Data extract –
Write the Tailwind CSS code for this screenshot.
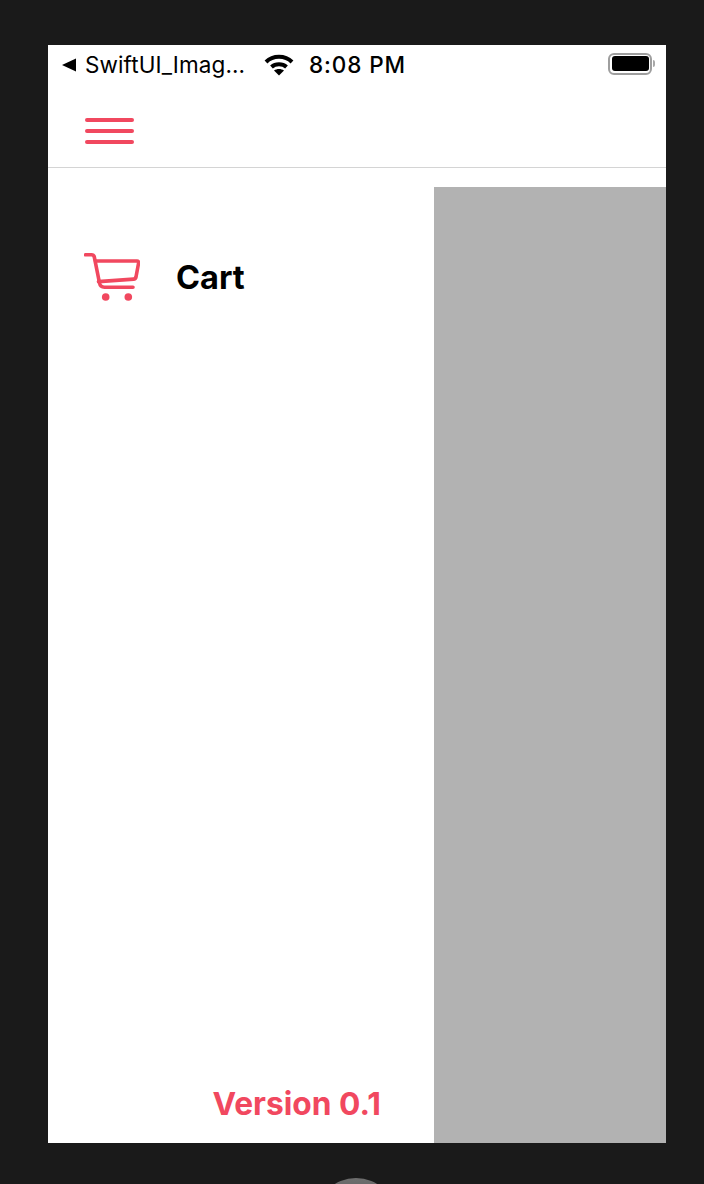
<!DOCTYPE html>
<html lang="en">
<head>
  <meta charset="UTF-8" />
  <meta name="viewport" content="width=device-width, initial-scale=1.0" />
  <title>SwiftUI Image Slider</title>
  <script src="https://cdn.jsdelivr.net/npm/@tailwindcss/browser@4"></script>
</head>
<body class="bg-[#1a1a1a] h-[1184px] overflow-hidden font-['Inter',sans-serif]">
  <div class="relative h-[1184px] overflow-hidden pt-[45px] pl-[48px]">
    <!-- Phone screen -->
    <div class="w-[618px] h-[1098px] bg-white flex flex-col">
      <!-- Status bar -->
      <div class="h-[40px] flex items-center shrink-0 text-black">
        <svg class="ml-[14px] w-[14px] h-[14px]" viewBox="0 0 14 14"><path d="M0 7 L14 0.5 V13.5 Z" fill="#000"/></svg>
        <span class="ml-[9px] w-[179px] text-[22.5px] leading-none tracking-[0.1px]">SwiftUI_Imag...</span>
        <svg class="w-[30px] h-[22px]" viewBox="0 0 30 22" fill="none" stroke="#000" stroke-width="4">
          <path d="M2 8 C9 1 21 1 28 8"/>
          <path d="M7.5 13 C11.5 9.3 18.5 9.3 22.5 13"/>
          <path d="M15 21.5 L10 16.6 C13 14.6 17 14.6 20 16.6 Z" fill="#000" stroke="none"/>
        </svg>
        <span class="ml-[15px] text-[22.5px] leading-none font-medium tracking-[0.9px]">8:08 PM</span>
        <div class="ml-auto mr-[11px] mb-[3px] flex items-center">
          <div class="w-[44px] h-[22px] rounded-[6px] border-[2.5px] border-[#9e9e9e] p-[1.5px]">
            <div class="w-full h-full rounded-[3px] bg-black"></div>
          </div>
          <div class="ml-[1px] w-[2px] h-[7px] rounded-r-sm bg-[#a8a8a8]"></div>
        </div>
      </div>
      <!-- Nav bar -->
      <div class="h-[83px] shrink-0 border-b border-[#d4d4d4] pl-[37px] pt-[33px]">
        <div class="w-[49px] flex flex-col gap-[7px]">
          <div class="h-[4px] rounded-full bg-[#f1485f]"></div>
          <div class="h-[4px] rounded-full bg-[#f1485f]"></div>
          <div class="h-[4px] rounded-full bg-[#f1485f]"></div>
        </div>
      </div>
      <!-- Menu + overlay -->
      <div class="flex-1 flex min-h-0">
        <div class="w-[386px] shrink-0 flex flex-col">
          <div class="flex items-center pl-[36px] pt-[85px]">
            <svg class="w-[56px] h-[48px]" viewBox="0 0 56 48" fill="none" stroke="#f1485f" stroke-width="3.6" stroke-linecap="round" stroke-linejoin="round">
              <path d="M1.5 1.8 H7.5 C9 1.8 10 2.6 10.3 4 L15.5 30 C16 32.8 17.6 34.2 20.5 34.2 H49"/>
              <path d="M11.5 8 H53 C54.2 8 54.8 8.8 54.6 10 L52 24 C51.7 25.3 51 26 49.6 26.1 L14.5 28.6"/>
              <circle cx="21.7" cy="44" r="3.8" fill="#f1485f" stroke="none"/>
              <circle cx="44.3" cy="44" r="3.8" fill="#f1485f" stroke="none"/>
            </svg>
            <span class="ml-[36px] pt-[2px] text-[32.5px] leading-none font-bold text-black">Cart</span>
          </div>
          <div class="mt-auto pb-[23px] pl-[164.5px] text-[31.7px] leading-none font-bold text-[#f1485f] whitespace-nowrap">Version 0.1</div>
        </div>
        <div class="flex-1 mt-[19px] bg-[#b2b2b2]"></div>
      </div>
    </div>
    <!-- Home button, cut off by the window edge -->
    <div class="absolute left-[316px] top-[1178px] w-[80px] h-[80px] rounded-full bg-gradient-to-b from-[#6e6e6e] to-[#3a3a3a]"></div>
  </div>
</body>
</html>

What needs to be done – Repeat the data exactly, excluding the pictures.

Final result –
Write the Tailwind CSS code for this screenshot.
<!DOCTYPE html>
<html lang="en">
<head>
  <meta charset="UTF-8" />
  <meta name="viewport" content="width=device-width, initial-scale=1.0" />
  <title>SwiftUI Image Slider</title>
  <script src="https://cdn.jsdelivr.net/npm/@tailwindcss/browser@4"></script>
</head>
<body class="bg-[#1a1a1a] h-[1184px] overflow-hidden font-['Inter',sans-serif]">
  <div class="relative h-[1184px] overflow-hidden pt-[45px] pl-[48px]">
    <!-- Phone screen -->
    <div class="w-[618px] h-[1098px] bg-white flex flex-col">
      <!-- Status bar -->
      <div class="h-[40px] flex items-center shrink-0 text-black">
        <svg class="ml-[14px] w-[14px] h-[14px]" viewBox="0 0 14 14"><path d="M0 7 L14 0.5 V13.5 Z" fill="#000"/></svg>
        <span class="ml-[9px] w-[179px] text-[22.5px] leading-none tracking-[0.1px]">SwiftUI_Imag...</span>
        <svg class="w-[30px] h-[22px]" viewBox="0 0 30 22" fill="none" stroke="#000" stroke-width="4">
          <path d="M2 8 C9 1 21 1 28 8"/>
          <path d="M7.5 13 C11.5 9.3 18.5 9.3 22.5 13"/>
          <path d="M15 21.5 L10 16.6 C13 14.6 17 14.6 20 16.6 Z" fill="#000" stroke="none"/>
        </svg>
        <span class="ml-[15px] text-[22.5px] leading-none font-medium tracking-[0.9px]">8:08 PM</span>
        <div class="ml-auto mr-[11px] mb-[3px] flex items-center">
          <div class="w-[44px] h-[22px] rounded-[6px] border-[2.5px] border-[#9e9e9e] p-[1.5px]">
            <div class="w-full h-full rounded-[3px] bg-black"></div>
          </div>
          <div class="ml-[1px] w-[2px] h-[7px] rounded-r-sm bg-[#a8a8a8]"></div>
        </div>
      </div>
      <!-- Nav bar -->
      <div class="h-[83px] shrink-0 border-b border-[#d4d4d4] pl-[37px] pt-[33px]">
        <div class="w-[49px] flex flex-col gap-[7px]">
          <div class="h-[4px] rounded-full bg-[#f1485f]"></div>
          <div class="h-[4px] rounded-full bg-[#f1485f]"></div>
          <div class="h-[4px] rounded-full bg-[#f1485f]"></div>
        </div>
      </div>
      <!-- Menu + overlay -->
      <div class="flex-1 flex min-h-0">
        <div class="w-[386px] shrink-0 flex flex-col">
          <div class="flex items-center pl-[36px] pt-[85px]">
            <svg class="w-[56px] h-[48px]" viewBox="0 0 56 48" fill="none" stroke="#f1485f" stroke-width="3.6" stroke-linecap="round" stroke-linejoin="round">
              <path d="M1.5 1.8 H7.5 C9 1.8 10 2.6 10.3 4 L15.5 30 C16 32.8 17.6 34.2 20.5 34.2 H49"/>
              <path d="M11.5 8 H53 C54.2 8 54.8 8.8 54.6 10 L52 24 C51.7 25.3 51 26 49.6 26.1 L14.5 28.6"/>
              <circle cx="21.7" cy="44" r="3.8" fill="#f1485f" stroke="none"/>
              <circle cx="44.3" cy="44" r="3.8" fill="#f1485f" stroke="none"/>
            </svg>
            <span class="ml-[36px] pt-[2px] text-[32.5px] leading-none font-bold text-black">Cart</span>
          </div>
          <div class="mt-auto pb-[23px] pl-[164.5px] text-[31.7px] leading-none font-bold text-[#f1485f] whitespace-nowrap">Version 0.1</div>
        </div>
        <div class="flex-1 mt-[19px] bg-[#b2b2b2]"></div>
      </div>
    </div>
    <!-- Home button, cut off by the window edge -->
    <div class="absolute left-[316px] top-[1178px] w-[80px] h-[80px] rounded-full bg-gradient-to-b from-[#6e6e6e] to-[#3a3a3a]"></div>
  </div>
</body>
</html>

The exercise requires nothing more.